On peut préparer une bière très-économique avec les racines du chiendent. On les coupe au printemps ou à la fin de l’automne, et quand elles sont sèches en les fait bouillir avec du houblon et de la mélasse ou de la cassonade : on ajoute de la levure, on laisse fermenter et on entonne.

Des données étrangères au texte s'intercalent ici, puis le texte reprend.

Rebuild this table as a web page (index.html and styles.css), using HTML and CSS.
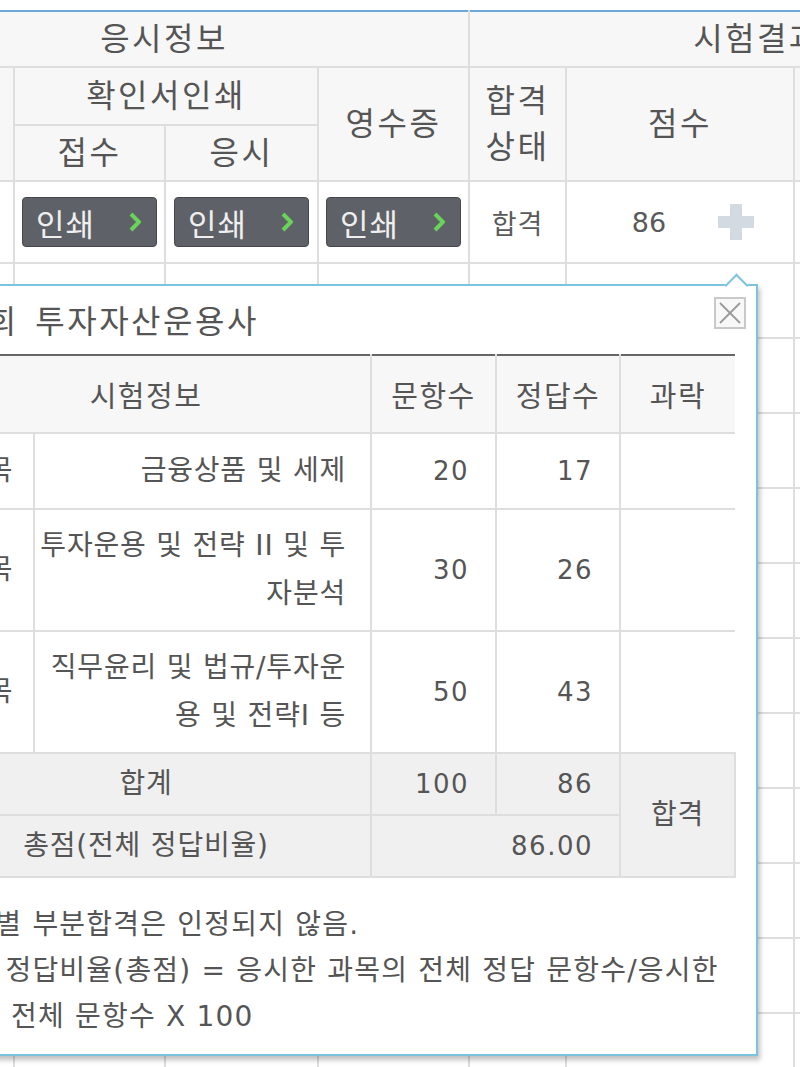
FILE: index.html
```html
<!DOCTYPE html>
<html lang="ko">
<head>
<meta charset="utf-8">
<title>시험결과 조회</title>
<link rel="stylesheet" href="styles.css">
</head>
<body>
<div class="viewport">
  <div class="sheet">
    <table class="results">
      <colgroup>
        <col class="c-name"><col class="c-p1"><col class="c-p2"><col class="c-rc"><col class="c-st"><col class="c-sc"><col class="c-ex">
      </colgroup>
      <thead>
        <tr class="h1">
          <th colspan="4" class="top">응시정보</th>
          <th colspan="3" class="top">시험결과</th>
        </tr>
        <tr class="h2">
          <th rowspan="2">회차</th>
          <th colspan="2">확인서인쇄</th>
          <th rowspan="2">영수증</th>
          <th rowspan="2">합격<br>상태</th>
          <th rowspan="2">점수</th>
          <th rowspan="2">과락여부</th>
        </tr>
        <tr class="h3">
          <th>접수</th>
          <th>응시</th>
        </tr>
      </thead>
      <tbody>
        <tr class="data">
          <td>29회</td>
          <td><a class="btn" href="#">인쇄<svg class="chev" width="12" height="20" viewBox="0 0 12 20"><polyline points="2,2 10,10 2,18" fill="none" stroke="#69d35a" stroke-width="4"/></svg></a></td>
          <td><a class="btn" href="#">인쇄<svg class="chev" width="12" height="20" viewBox="0 0 12 20"><polyline points="2,2 10,10 2,18" fill="none" stroke="#69d35a" stroke-width="4"/></svg></a></td>
          <td><a class="btn" href="#">인쇄<svg class="chev" width="12" height="20" viewBox="0 0 12 20"><polyline points="2,2 10,10 2,18" fill="none" stroke="#69d35a" stroke-width="4"/></svg></a></td>
          <td>합격</td>
          <td class="score"><span class="val">86</span><svg class="plus" width="36" height="36" viewBox="0 0 36 36"><rect x="12" y="0" width="12" height="36" fill="#d3dae2"/><rect x="0" y="12" width="36" height="12" fill="#d3dae2"/></svg></td>
          <td></td>
        </tr>
        <tr class="empty"><td></td><td></td><td></td><td></td><td></td><td></td><td></td></tr>
        <tr class="empty"><td></td><td></td><td></td><td></td><td></td><td></td><td></td></tr>
        <tr class="empty"><td></td><td></td><td></td><td></td><td></td><td></td><td></td></tr>
        <tr class="empty"><td></td><td></td><td></td><td></td><td></td><td></td><td></td></tr>
        <tr class="empty"><td></td><td></td><td></td><td></td><td></td><td></td><td></td></tr>
        <tr class="empty"><td></td><td></td><td></td><td></td><td></td><td></td><td></td></tr>
        <tr class="empty"><td></td><td></td><td></td><td></td><td></td><td></td><td></td></tr>
        <tr class="empty"><td></td><td></td><td></td><td></td><td></td><td></td><td></td></tr>
        <tr class="empty"><td></td><td></td><td></td><td></td><td></td><td></td><td></td></tr>
        <tr class="empty"><td></td><td></td><td></td><td></td><td></td><td></td><td></td></tr>
        <tr class="empty"><td></td><td></td><td></td><td></td><td></td><td></td><td></td></tr>
      </tbody>
    </table>
  </div>

  <div class="popup">
    <span class="arrow"></span>
    <button class="close" type="button" aria-label="닫기"><svg width="28" height="28" viewBox="0 0 28 28"><line x1="4" y1="4" x2="24" y2="24" stroke="#999" stroke-width="1.8"/><line x1="24" y1="4" x2="4" y2="24" stroke="#999" stroke-width="1.8"/></svg></button>
    <h2 class="pop-title">제29회 투자자산운용사</h2>
    <table class="detail">
      <colgroup><col class="d1"><col class="d2"><col class="d3"><col class="d4"><col class="d5"></colgroup>
      <thead>
        <tr><th colspan="2">시험정보</th><th>문항수</th><th>정답수</th><th class="last">과락</th></tr>
      </thead>
      <tbody>
        <tr class="r1"><td class="subj">1과목</td><td class="name">금융상품 및 세제</td><td class="num">20</td><td class="num">17</td><td class="last"></td></tr>
        <tr class="r2"><td class="subj">2과목</td><td class="name">투자운용 및 전략 II 및 투자분석</td><td class="num">30</td><td class="num">26</td><td class="last"></td></tr>
        <tr class="r2"><td class="subj">3과목</td><td class="name">직무윤리 및 법규/투자운용 및 전략I 등</td><td class="num">50</td><td class="num">43</td><td class="last"></td></tr>
      </tbody>
      <tfoot>
        <tr class="sum"><td colspan="2">합계</td><td class="num">100</td><td class="num">86</td><td rowspan="2" class="result">합격</td></tr>
        <tr class="sum"><td colspan="2">총점(전체 정답비율)</td><td colspan="2" class="num">86.00</td></tr>
      </tfoot>
    </table>
    <ul class="notes">
      <li>- 과목별 부분합격은 인정되지 않음.</li>
      <li>- 전체 정답비율(총점) = 응시한 과목의 전체 정답 문항수/응시한 과목의 전체 문항수 X 100</li>
    </ul>
  </div>
</div>
</body>
</html>
```

FILE: styles.css
```css
* { box-sizing: border-box; }
html, body { margin: 0; padding: 0; }
body {
  font-family: "DejaVu Sans", "Noto Sans CJK KR", sans-serif;
  color: #555;
  background: #fff;
}
.viewport {
  position: relative;
  width: 800px;
  height: 1067px;
  overflow: hidden;
}
.sheet {
  margin-left: -142px;
  padding-top: 10px;
}

/* background results table */
.results {
  border-collapse: collapse;
  table-layout: fixed;
  width: 1186px;
}
.c-name { width: 155px; }
.c-p1 { width: 151px; }
.c-p2 { width: 153px; }
.c-rc { width: 151px; }
.c-st { width: 97px; }
.c-sc { width: 228px; }
.c-ex { width: 251px; }

.results th,
.results td {
  border: 2px solid #dedede;
  padding: 0;
  text-align: center;
  vertical-align: middle;
}
.results th {
  background: #f7f7f7;
  font-weight: normal;
  font-size: 32px;
  letter-spacing: 2.5px;
  line-height: 46px;
  color: #555;
}
.results th.top { border-top: 2px solid #6aa8d6; }
.h1 { height: 56px; }
.h2 { height: 58px; }
.h3 { height: 56px; }
.data { height: 82px; }
.empty { height: 75px; }
.results td {
  font-size: 27px;
  letter-spacing: 1px;
  color: #5a5a5a;
}

.btn {
  display: inline-flex;
  align-items: center;
  justify-content: space-between;
  width: 135px;
  height: 50px;
  padding: 0 15px 0 13px;
  background: #5e6167;
  border: 1px solid #46484c;
  border-radius: 4px;
  color: #efefef;
  font-size: 31px;
  letter-spacing: 1px;
  text-decoration: none;
  vertical-align: middle;
}
.chev { display: block; }

.results td.score {
  padding-left: 26px;
  letter-spacing: 0;
}
.score .val { vertical-align: middle; }
.plus { vertical-align: middle; margin-left: 52px; }

/* popup */
.popup {
  position: absolute;
  left: -104px;
  top: 284px;
  width: 862px;
  height: 772px;
  padding: 18px 22px 0;
  background: #fff;
  border: 2px solid #7cc3e0;
  box-shadow: 2px 4px 5px rgba(0, 0, 0, 0.25);
}
.arrow {
  position: absolute;
  top: -9.5px;
  left: 829.5px;
  width: 17px;
  height: 17px;
  background: #fff;
  border-top: 2px solid #7cc3e0;
  border-left: 2px solid #7cc3e0;
  transform: rotate(45deg);
}
.close {
  position: absolute;
  top: 11px;
  right: 10px;
  width: 32px;
  height: 32px;
  padding: 0;
  border: 2px solid #c9c9c9;
  background: #f8f8f8;
  display: flex;
  align-items: center;
  justify-content: center;
}
.pop-title {
  margin: 0;
  font-size: 32px;
  font-weight: normal;
  letter-spacing: 2.5px;
  word-spacing: 4px;
  text-indent: -11px;
  line-height: 36px;
  color: #555;
}

.detail {
  margin-top: 14px;
  border-collapse: collapse;
  table-layout: fixed;
  width: 814px;
}
.d1 { width: 113px; }
.d2 { width: 337px; }
.d3 { width: 125px; }
.d4 { width: 124px; }
.d5 { width: 115px; }
.detail th,
.detail td {
  border: 2px solid #dedede;
  padding: 0;
  text-align: center;
  vertical-align: middle;
  color: #555;
}
.detail th {
  height: 78px;
  background: #f7f7f7;
  border-top: 2px solid #666;
  font-weight: normal;
  font-size: 29px;
  letter-spacing: 1.5px;
}
.detail .last { border-right: 0; }
.detail td {
  font-size: 28px;
  letter-spacing: 0.8px;
  line-height: 48px;
}
.detail .r1 { height: 76px; }
.detail .r2 { height: 122px; }
.detail .sum { height: 62px; }
.detail .sum td { background: #f0f0f0; }
.detail td.name { text-align: right; padding: 0 24px 0 0; }
.detail td.num {
  text-align: right;
  padding-right: 26px;
  font-size: 26px;
  letter-spacing: 1.5px;
}
.detail td.result { border-right: 2px solid #dedede; }

.notes {
  margin: 24px 0 0;
  padding: 0;
  list-style: none;
  font-size: 28px;
  line-height: 46px;
  letter-spacing: 1.2px;
  word-break: keep-all;
  color: #555;
}
```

Bière à froid. On a proposé sous ce nom une boisson économique qui ne revient pas à 1 c. le litre. En voici la formule et la préparation :

Eau ordinaire : 1 hectol.
Mélasse : 2 kil. 500 gr.
Fleurs de houblon : 100 gr.
Racine de gentiane : 50 gr.
Levure de bière : 50 gr.

On fait infuser le houblon et la gentiane dans 15 ou 20 fois leur poids d’eau bouillante ; on passe à travers une toile, on délaye la mélasse dans une partie de l’eau et la levure dans une autre ; on verse toutes ces liqueurs dans un tonneau avec le restant de l’eau ; on brasse bien et on abandonne à la fermentation. Si celle-ci marche bien, la boisson est bonne à boire au bout de 5 à 6 jours. Elle offre alors les propriétés suivantes : elle est d’une transparence parfaite ; sa couleur et son odeur rappellent celles du petit cidre de bonne qualité ; elle a une saveur légèrement amère, sans astringence, sans fadeur, sans arrière-goût ; elle est à la fois légère et cordiale ; mise en bouteilles au bout de 4 à 5 jours de préparation, elle devient très-mousseuse ; en y ajoutant un peu de caramel, de coriandre, ou de fleur de sureau, on la rend plus agréable au goût. Voy. Boissons économiques.

Bière de Sapinette. Voy. Spruge-bier.

Bière russe. Voy. Kwas.

Bières (Contributions indirectes). Voy. Brasseur, brasseries.

BIÈRE ou Cercueil. Voy. Pompes funèbres.